However, Incapsula estimate that up to 62% of website traffic is made up automated bots. Spammers are constantly adapting their methods to avoid common strategies of dealing with the fake traffic they generate. It can be difficult to keep on top of the problem they create.
Don’t worry though, there are some proven methods to rid your Google Analytics data of spam and bots.
Types of Spam:
There are two types of spam in Google Analytics; ghosts and crawlers.
Ghosts don’t even access your site, but they make up a majority of fake traffic tracked by Google Analytics. This is important to understand as it explains why such traffic won’t be tracked by Google’s Search Console and server-side solutions like WordPress plugins won’t prevent ghosts.
Spammers use the Measurement Protocol which allows developers to send data directly to Google Analytics’ servers. By using a randomly generated Google Analytics tracking code ID the spammers leave a “visit” with fake data without even knowing which site they are hitting.

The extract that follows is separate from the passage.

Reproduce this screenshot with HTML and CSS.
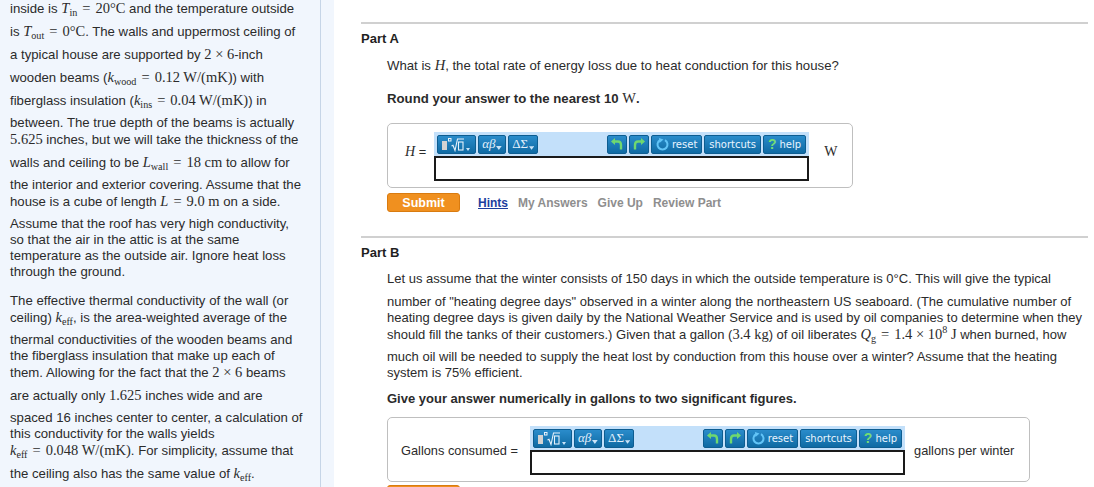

Unlike ghost spam, crawlers do access your site and they ignore rules like those in robot.txt files that are designed to prevent them from reading your site. This means when they leave your site they create a record that mimics a real visitor.
Crawlers are more difficult to identify as they target known sites rather than random GA IDs. However, new crawlers are less common and so if you notice a suspicious looking referral in your analytics, checking it out on Google is relatively easy.
What does this tells us?
- Don’t try to handle spam individually because it’s timing consuming and so inefficient.
- Server-side solutions (e.g. WordPress plugins or .htaccess) won’t prevent ghost spam as this type of spam never touches your site.
- Don’t get concerned about spam being detrimental to your SEO as Google Analytics is not used for search rankings.
So, what can you do to stop ghost visits and crawlers making your Google Analytics data unreliable and undermining your performance monitoring? Well, below I outline how you can use filters and segments to stop spammers in their tracks.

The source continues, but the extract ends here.